REPUBLIKA.CO.ID, JAKARTA -- Menteri Pendayagunaan Aparatur Negara dan Reformasi Birokrasi (PANRB) Tjahjo Kumolo menegaskan, ASN/PNS yang terlibat terorisme akan dijatuhi sanksi pemberhentian secara tidak hormat. Hal ini disampaikan Tjahjo merespons penangkapan seorang ASN Kabupaten Tangerang oleh Densus 88 Antiteror Polri.
Tjahjo menjelaskan, ASN tidak boleh berkaitan dengan organisasi terorisme atau organisasi yang sudah dilarang oleh pemerintah. Hal ini sejalan dengan Pasal 3 Peraturan Pemerintah No. 94/2021 tentang Disiplin PNS yang menyebutkan bahwa setiap PNS wajib setia dan taat sepenuhnya kepada Pancasila, UUD 1945, NKRI dan pemerintah.
Bagi ASN yang terlibat dalam organisasi terlarang, Tjahjo memastikan akan memberikan sanksi sesuai peraturan yang berlaku. "Berdasarkan Peraturan Pemerintah No 11/2020 tentang Manajemen PNS, pasal 250 huruf a menyebutkan PNS diberhentikan tidak dengan hormat apabila melakukan penyelewengan terhadap Pancasila dan UUD 1945," ujar Tjahjo dalam siaran persnya, Rabu (16/3).
Tjahjo menjelaskan, ideologi radikalisme dan terorisme adalah satu tantangan bangsa Indonesia.

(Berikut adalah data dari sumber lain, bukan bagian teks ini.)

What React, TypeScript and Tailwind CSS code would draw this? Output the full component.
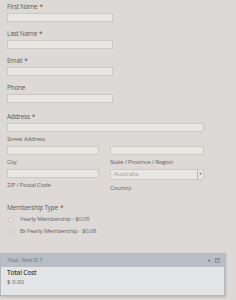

Dia pun berharap PNS bisa menentukan sikap dan menghindari dogma-dogma yang bisa merusak Bhinneka Tunggal Ika. "Menentukan siapa kawan dan siapa lawan pada kelompok, perorangan, atau golongan yang anti-Pancasila, anti-Bhinneka Tunggal Ika, anti-NKRI, anti-kemajemukan bangsa dan UUD 1945," ungkapnya.
Sebelumnya, Tim Densus 88 Antiteror Polri menangkap satu orang tersangka tindak pidana terorisme berinisial TO yang diduga terlibat kelompok Jamaah Islamiyah. TO ditangkap di Perumahan Samawa Village, Kelurahan Jatimulya, Kecamatan Sepatan, Kabupaten Tangerang, Provinsi Banten pada Selasa (15/3) pagi.
Pemerintah Kabupaten (Pemkab) Tangerang membenarkan bahwa TO adalah PNS yang bertugas di Dinas Pertanian dan Ketahanan Pangan (Dispertan) dan telah bekerja selama 10 tahun. TO menduduki posisi staf bagian Analisa Alat Mesin Pertanian.